WHAT IS NEEDED: Give every line of the data again, unchanged, but with no pictures.

DATA SHOWN:
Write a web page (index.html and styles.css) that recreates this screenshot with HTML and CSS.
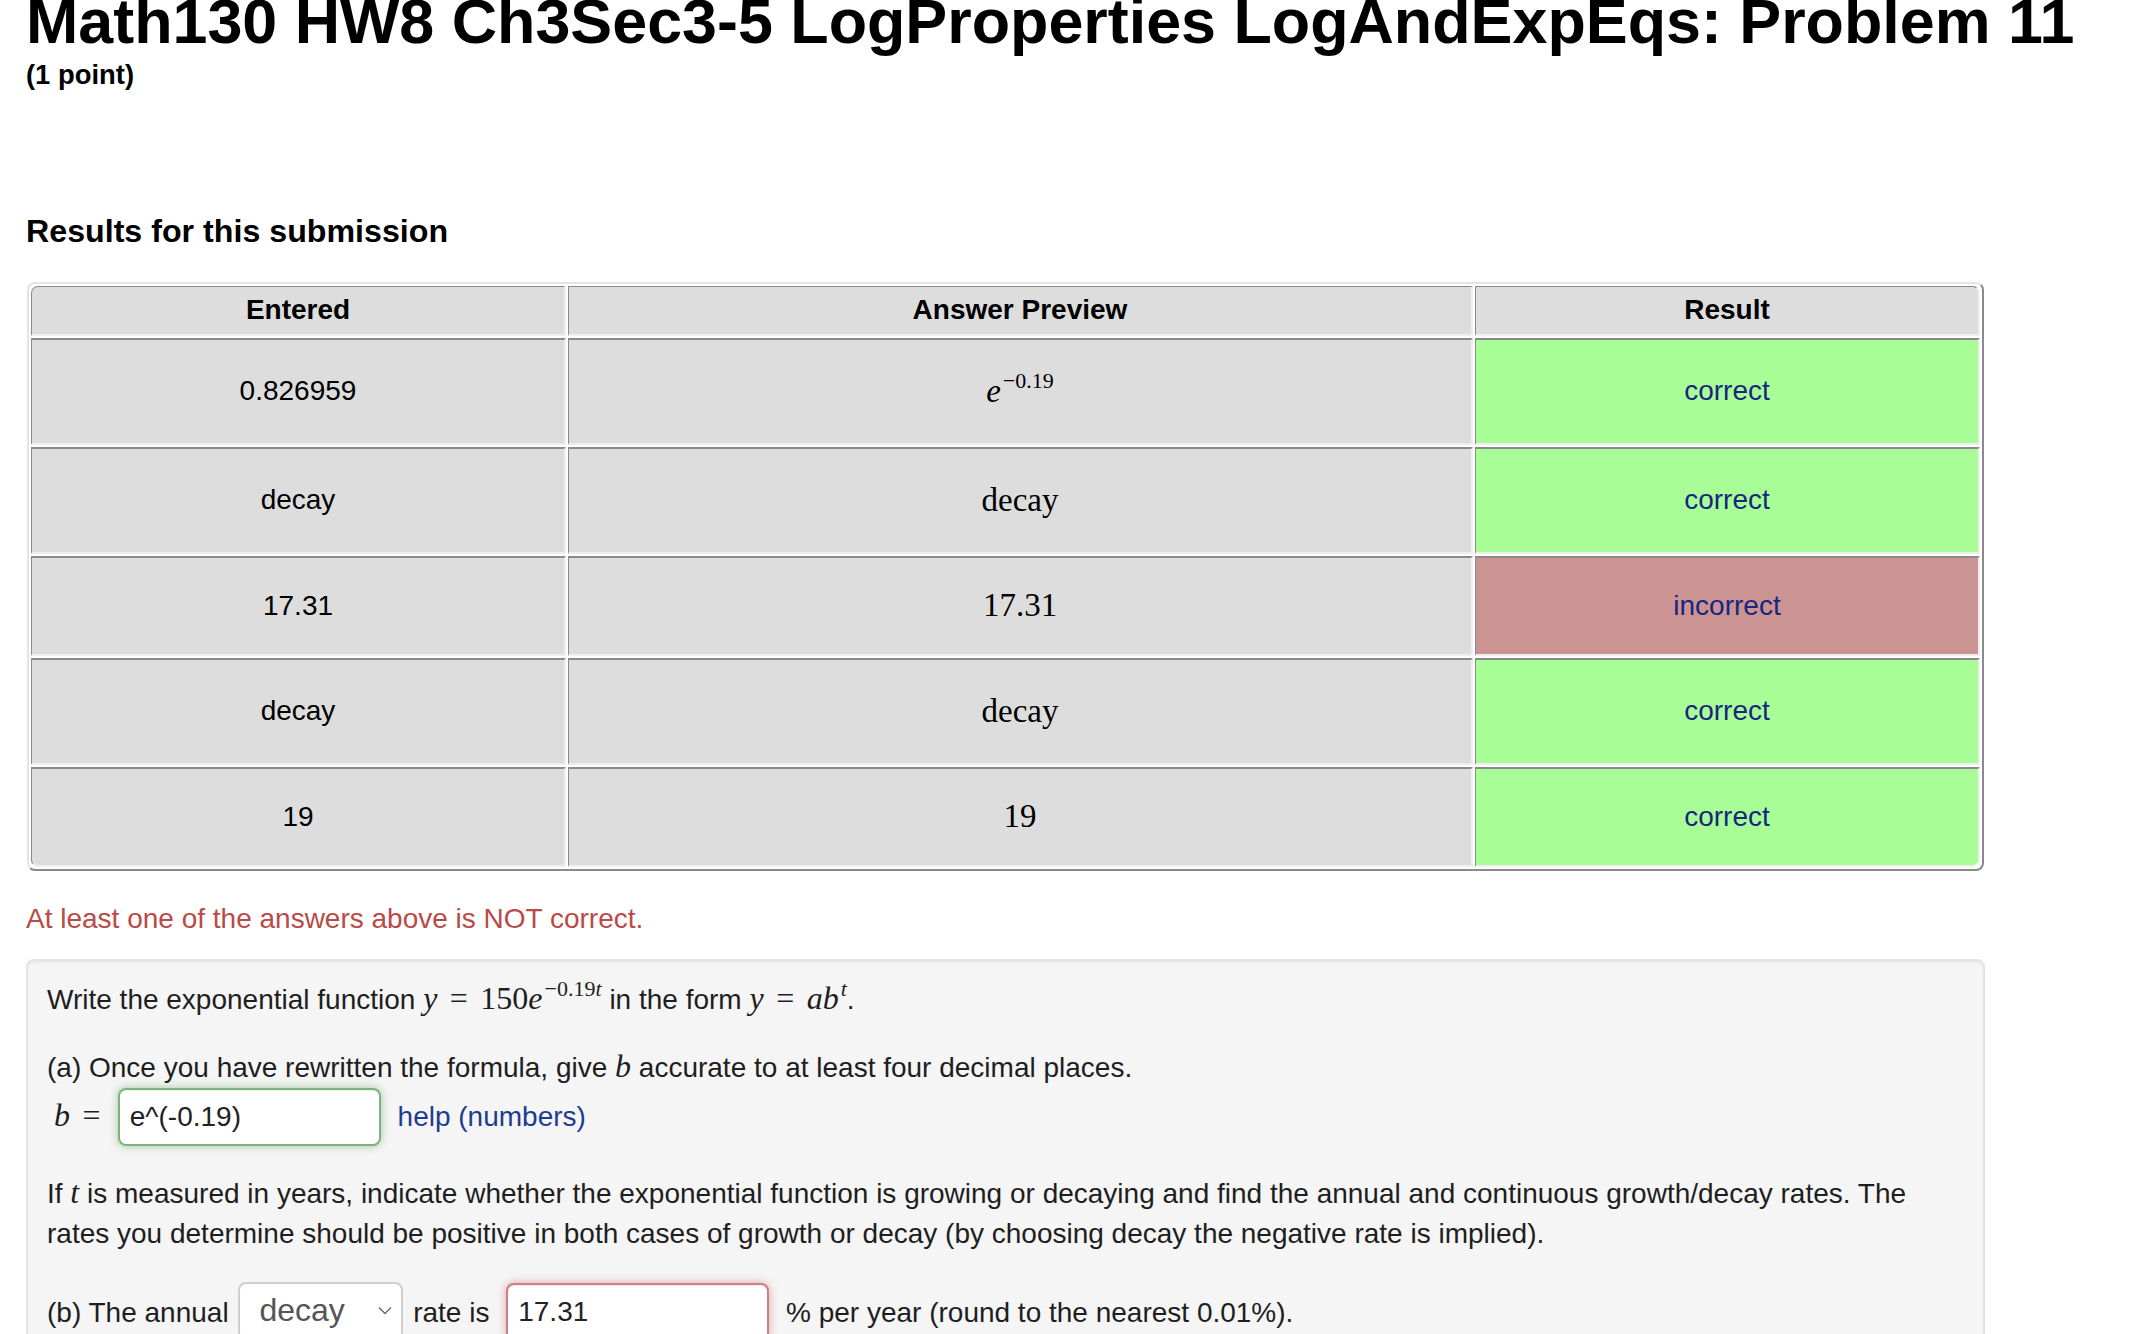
FILE: index.html
```html
<!DOCTYPE html>
<html lang="en">
<head>
<meta charset="utf-8">
<title>Math130 HW8 Ch3Sec3-5 LogProperties LogAndExpEqs: Problem 11</title>
<link rel="stylesheet" href="styles.css">
</head>
<body>
<div class="page">
  <h1 class="title">Math130 HW8 Ch3Sec3-5 LogProperties LogAndExpEqs: Problem 11</h1>
  <div class="points">(1 point)</div>
  <h3 class="results-heading">Results for this submission</h3>
  <table class="attempt">
    <thead>
      <tr><th class="col-entered">Entered</th><th class="col-preview">Answer Preview</th><th class="col-result">Result</th></tr>
    </thead>
    <tbody>
      <tr class="tall">
        <td>0.826959</td>
        <td class="preview"><i class="mi">e</i><span class="tsup">−0.19</span></td>
        <td class="ok">correct</td>
      </tr>
      <tr class="tall">
        <td>decay</td>
        <td class="preview">decay</td>
        <td class="ok">correct</td>
      </tr>
      <tr class="short">
        <td>17.31</td>
        <td class="preview">17.31</td>
        <td class="bad">incorrect</td>
      </tr>
      <tr class="tall">
        <td>decay</td>
        <td class="preview">decay</td>
        <td class="ok">correct</td>
      </tr>
      <tr class="short last">
        <td>19</td>
        <td class="preview">19</td>
        <td class="ok">correct</td>
      </tr>
    </tbody>
  </table>
  <div class="message">At least one of the answers above is NOT correct.</div>
  <div class="problem">
    <p>Write the exponential function <span class="math"><i>y</i><span class="mo">=</span>150<i>e</i><span class="sup">−0.19<i>t</i></span></span> in the form <span class="math"><i>y</i><span class="mo">=</span><i>ab</i><span class="sup"><i>t</i></span></span>.</p>
    <p>(a) Once you have rewritten the formula, give <span class="math"><i>b</i></span> accurate to at least four decimal places.<br><span class="math lead"><i>b</i><span class="mo mo-end">=</span></span> <input class="ans correct first" type="text" value="e^(-0.19)"> <a class="help" href="#">help (numbers)</a></p>
    <p>If <span class="math"><i>t</i></span> is measured in years, indicate whether the exponential function is growing or decaying and find the annual and continuous growth/decay rates. The rates you determine should be positive in both cases of growth or decay (by choosing decay the negative rate is implied).</p>
    <p>(b) The annual <span class="select"><span class="select-text">decay</span><svg class="chev" width="14" height="9" viewBox="0 0 14 9"><polyline points="1,1.5 7,7.5 13,1.5" fill="none" stroke="#6a6a6a" stroke-width="1.4"/></svg></span> rate is <input class="ans incorrect" type="text" value="17.31"> % per year (round to the nearest 0.01%).</p>
  </div>
</div>
</body>
</html>
```

FILE: styles.css
```css
* { box-sizing: border-box; }
html, body { margin: 0; padding: 0; background: #fff; }
body {
  font-family: "Liberation Sans", Arial, Helvetica, sans-serif;
  color: #000;
  width: 2150px;
  height: 1334px;
  overflow: hidden;
}
.page { padding-left: 26px; }

.title {
  margin: -10px 0 0;
  font-size: 62.8px;
  line-height: 62.6px;
  font-weight: bold;
  white-space: nowrap;
}
.points {
  margin-top: 2px;
  font-size: 27.4px;
  line-height: 40px;
  font-weight: bold;
}
.results-heading {
  margin: 116px 0 0;
  font-size: 32.2px;
  line-height: 40px;
  font-weight: bold;
}

.attempt {
  margin: 31px 0 0 1px;
  width: 1957px;
  table-layout: fixed;
  border-collapse: separate;
  border-spacing: 2px;
  border-style: solid;
  border-width: 2px;
  border-color: #e4e4e4 #8a8a8a #8a8a8a #e4e4e4;
  border-radius: 8px;
}
.attempt th, .attempt td {
  padding: 0;
  text-align: center;
  vertical-align: middle;
  background: #dddddd;
  border-style: solid;
  border-width: 2px 2px 2px 1px;
  border-color: #8a8a8a #efefef #efefef #8a8a8a;
  font-size: 28px;
  color: #000;
}
.attempt th {
  height: 50px;
  font-weight: bold;
  border-top-width: 1px;
}
.attempt th.col-entered { width: 535px; border-top-left-radius: 7px; }
.attempt th.col-preview { width: 905px; }
.attempt th.col-result { width: 505px; border-top-right-radius: 7px; }
.attempt tr.tall td { height: 107px; }
.attempt tr.short td { height: 100px; }
.attempt tr.last td:first-child { border-bottom-left-radius: 7px; }
.attempt tr.last td:last-child { border-bottom-right-radius: 7px; }

.attempt td.preview {
  font-family: "Liberation Serif", "Times New Roman", serif;
  font-size: 33px;
}
.attempt td.preview .mi { font-style: italic; }
.attempt td.preview .tsup {
  font-size: 22px;
  vertical-align: 14px;
  line-height: 0;
  margin-left: 2px;
}
.attempt td.ok { background: #a8fd96; color: #16267f; }
.attempt td.bad { background: #cc9393; color: #16267f; }

.message {
  margin-top: 28px;
  font-size: 28px;
  line-height: 40px;
  color: #b94a48;
}

.problem {
  margin-top: 20px;
  width: 1959px;
  min-height: 500px;
  padding: 19px;
  background: #f5f5f5;
  border: 2px solid #e3e3e3;
  border-radius: 8px;
  box-shadow: inset 0 2px 2px rgba(0, 0, 0, 0.05);
  color: #1e1e1e;
}
.problem p {
  margin: 0 0 28px;
  font-size: 28px;
  line-height: 40px;
}

.math {
  font-family: "Liberation Serif", "Times New Roman", serif;
  font-size: 32px;
  line-height: 1;
}
.math i { font-style: italic; }
.math .mo {
  display: inline-block;
  width: 25px;
  text-align: center;
  margin: 0 9px;
  line-height: 1;
}
.math .mo-end { margin-right: 0; }
.math.lead { margin-left: 7px; }
.math .sup {
  font-size: 22px;
  vertical-align: 13px;
  line-height: 0;
  margin-left: 2px;
}

.ans {
  font-family: "Liberation Sans", Arial, Helvetica, sans-serif;
  font-size: 28px;
  color: #222;
  width: 263px;
  height: 58px;
  padding: 0 10px;
  margin: 0 9px;
  border: 2px solid #ccc;
  border-radius: 8px;
  background: #fff;
  vertical-align: baseline;
  outline: none;
}
.ans.first { margin-left: 6px; }
.ans.correct {
  border-color: rgba(81, 153, 81, 0.75);
  box-shadow: inset 0 1px 1px rgba(0, 0, 0, 0.075), 0 0 8px rgba(81, 153, 81, 0.5);
}
.ans.incorrect {
  border-color: rgba(191, 84, 84, 0.75);
  box-shadow: inset 0 1px 1px rgba(0, 0, 0, 0.075), 0 0 8px rgba(191, 84, 84, 0.5);
}

.help {
  color: #1d3c91;
  text-decoration: none;
}

.select {
  display: inline-flex;
  align-items: center;
  justify-content: space-between;
  width: 165px;
  height: 58px;
  margin: 0 2px;
  padding: 0 9px 0 19px;
  border: 2px solid #cfcfcf;
  border-radius: 8px;
  background: #fff;
  font-size: 32px;
  color: #555;
  vertical-align: baseline;
}
.select-text { line-height: normal; }
.chev { display: block; }
```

TASK ANSWER:
Write a web page (index.html and styles.css) that recreates this screenshot with HTML and CSS.
FILE: index.html
```html
<!DOCTYPE html>
<html lang="en">
<head>
<meta charset="utf-8">
<title>Math130 HW8 Ch3Sec3-5 LogProperties LogAndExpEqs: Problem 11</title>
<link rel="stylesheet" href="styles.css">
</head>
<body>
<div class="page">
  <h1 class="title">Math130 HW8 Ch3Sec3-5 LogProperties LogAndExpEqs: Problem 11</h1>
  <div class="points">(1 point)</div>
  <h3 class="results-heading">Results for this submission</h3>
  <table class="attempt">
    <thead>
      <tr><th class="col-entered">Entered</th><th class="col-preview">Answer Preview</th><th class="col-result">Result</th></tr>
    </thead>
    <tbody>
      <tr class="tall">
        <td>0.826959</td>
        <td class="preview"><i class="mi">e</i><span class="tsup">−0.19</span></td>
        <td class="ok">correct</td>
      </tr>
      <tr class="tall">
        <td>decay</td>
        <td class="preview">decay</td>
        <td class="ok">correct</td>
      </tr>
      <tr class="short">
        <td>17.31</td>
        <td class="preview">17.31</td>
        <td class="bad">incorrect</td>
      </tr>
      <tr class="tall">
        <td>decay</td>
        <td class="preview">decay</td>
        <td class="ok">correct</td>
      </tr>
      <tr class="short last">
        <td>19</td>
        <td class="preview">19</td>
        <td class="ok">correct</td>
      </tr>
    </tbody>
  </table>
  <div class="message">At least one of the answers above is NOT correct.</div>
  <div class="problem">
    <p>Write the exponential function <span class="math"><i>y</i><span class="mo">=</span>150<i>e</i><span class="sup">−0.19<i>t</i></span></span> in the form <span class="math"><i>y</i><span class="mo">=</span><i>ab</i><span class="sup"><i>t</i></span></span>.</p>
    <p>(a) Once you have rewritten the formula, give <span class="math"><i>b</i></span> accurate to at least four decimal places.<br><span class="math lead"><i>b</i><span class="mo mo-end">=</span></span> <input class="ans correct first" type="text" value="e^(-0.19)"> <a class="help" href="#">help (numbers)</a></p>
    <p>If <span class="math"><i>t</i></span> is measured in years, indicate whether the exponential function is growing or decaying and find the annual and continuous growth/decay rates. The rates you determine should be positive in both cases of growth or decay (by choosing decay the negative rate is implied).</p>
    <p>(b) The annual <span class="select"><span class="select-text">decay</span><svg class="chev" width="14" height="9" viewBox="0 0 14 9"><polyline points="1,1.5 7,7.5 13,1.5" fill="none" stroke="#6a6a6a" stroke-width="1.4"/></svg></span> rate is <input class="ans incorrect" type="text" value="17.31"> % per year (round to the nearest 0.01%).</p>
  </div>
</div>
</body>
</html>
```

FILE: styles.css
```css
* { box-sizing: border-box; }
html, body { margin: 0; padding: 0; background: #fff; }
body {
  font-family: "Liberation Sans", Arial, Helvetica, sans-serif;
  color: #000;
  width: 2150px;
  height: 1334px;
  overflow: hidden;
}
.page { padding-left: 26px; }

.title {
  margin: -10px 0 0;
  font-size: 62.8px;
  line-height: 62.6px;
  font-weight: bold;
  white-space: nowrap;
}
.points {
  margin-top: 2px;
  font-size: 27.4px;
  line-height: 40px;
  font-weight: bold;
}
.results-heading {
  margin: 116px 0 0;
  font-size: 32.2px;
  line-height: 40px;
  font-weight: bold;
}

.attempt {
  margin: 31px 0 0 1px;
  width: 1957px;
  table-layout: fixed;
  border-collapse: separate;
  border-spacing: 2px;
  border-style: solid;
  border-width: 2px;
  border-color: #e4e4e4 #8a8a8a #8a8a8a #e4e4e4;
  border-radius: 8px;
}
.attempt th, .attempt td {
  padding: 0;
  text-align: center;
  vertical-align: middle;
  background: #dddddd;
  border-style: solid;
  border-width: 2px 2px 2px 1px;
  border-color: #8a8a8a #efefef #efefef #8a8a8a;
  font-size: 28px;
  color: #000;
}
.attempt th {
  height: 50px;
  font-weight: bold;
  border-top-width: 1px;
}
.attempt th.col-entered { width: 535px; border-top-left-radius: 7px; }
.attempt th.col-preview { width: 905px; }
.attempt th.col-result { width: 505px; border-top-right-radius: 7px; }
.attempt tr.tall td { height: 107px; }
.attempt tr.short td { height: 100px; }
.attempt tr.last td:first-child { border-bottom-left-radius: 7px; }
.attempt tr.last td:last-child { border-bottom-right-radius: 7px; }

.attempt td.preview {
  font-family: "Liberation Serif", "Times New Roman", serif;
  font-size: 33px;
}
.attempt td.preview .mi { font-style: italic; }
.attempt td.preview .tsup {
  font-size: 22px;
  vertical-align: 14px;
  line-height: 0;
  margin-left: 2px;
}
.attempt td.ok { background: #a8fd96; color: #16267f; }
.attempt td.bad { background: #cc9393; color: #16267f; }

.message {
  margin-top: 28px;
  font-size: 28px;
  line-height: 40px;
  color: #b94a48;
}

.problem {
  margin-top: 20px;
  width: 1959px;
  min-height: 500px;
  padding: 19px;
  background: #f5f5f5;
  border: 2px solid #e3e3e3;
  border-radius: 8px;
  box-shadow: inset 0 2px 2px rgba(0, 0, 0, 0.05);
  color: #1e1e1e;
}
.problem p {
  margin: 0 0 28px;
  font-size: 28px;
  line-height: 40px;
}

.math {
  font-family: "Liberation Serif", "Times New Roman", serif;
  font-size: 32px;
  line-height: 1;
}
.math i { font-style: italic; }
.math .mo {
  display: inline-block;
  width: 25px;
  text-align: center;
  margin: 0 9px;
  line-height: 1;
}
.math .mo-end { margin-right: 0; }
.math.lead { margin-left: 7px; }
.math .sup {
  font-size: 22px;
  vertical-align: 13px;
  line-height: 0;
  margin-left: 2px;
}

.ans {
  font-family: "Liberation Sans", Arial, Helvetica, sans-serif;
  font-size: 28px;
  color: #222;
  width: 263px;
  height: 58px;
  padding: 0 10px;
  margin: 0 9px;
  border: 2px solid #ccc;
  border-radius: 8px;
  background: #fff;
  vertical-align: baseline;
  outline: none;
}
.ans.first { margin-left: 6px; }
.ans.correct {
  border-color: rgba(81, 153, 81, 0.75);
  box-shadow: inset 0 1px 1px rgba(0, 0, 0, 0.075), 0 0 8px rgba(81, 153, 81, 0.5);
}
.ans.incorrect {
  border-color: rgba(191, 84, 84, 0.75);
  box-shadow: inset 0 1px 1px rgba(0, 0, 0, 0.075), 0 0 8px rgba(191, 84, 84, 0.5);
}

.help {
  color: #1d3c91;
  text-decoration: none;
}

.select {
  display: inline-flex;
  align-items: center;
  justify-content: space-between;
  width: 165px;
  height: 58px;
  margin: 0 2px;
  padding: 0 9px 0 19px;
  border: 2px solid #cfcfcf;
  border-radius: 8px;
  background: #fff;
  font-size: 32px;
  color: #555;
  vertical-align: baseline;
}
.select-text { line-height: normal; }
.chev { display: block; }
```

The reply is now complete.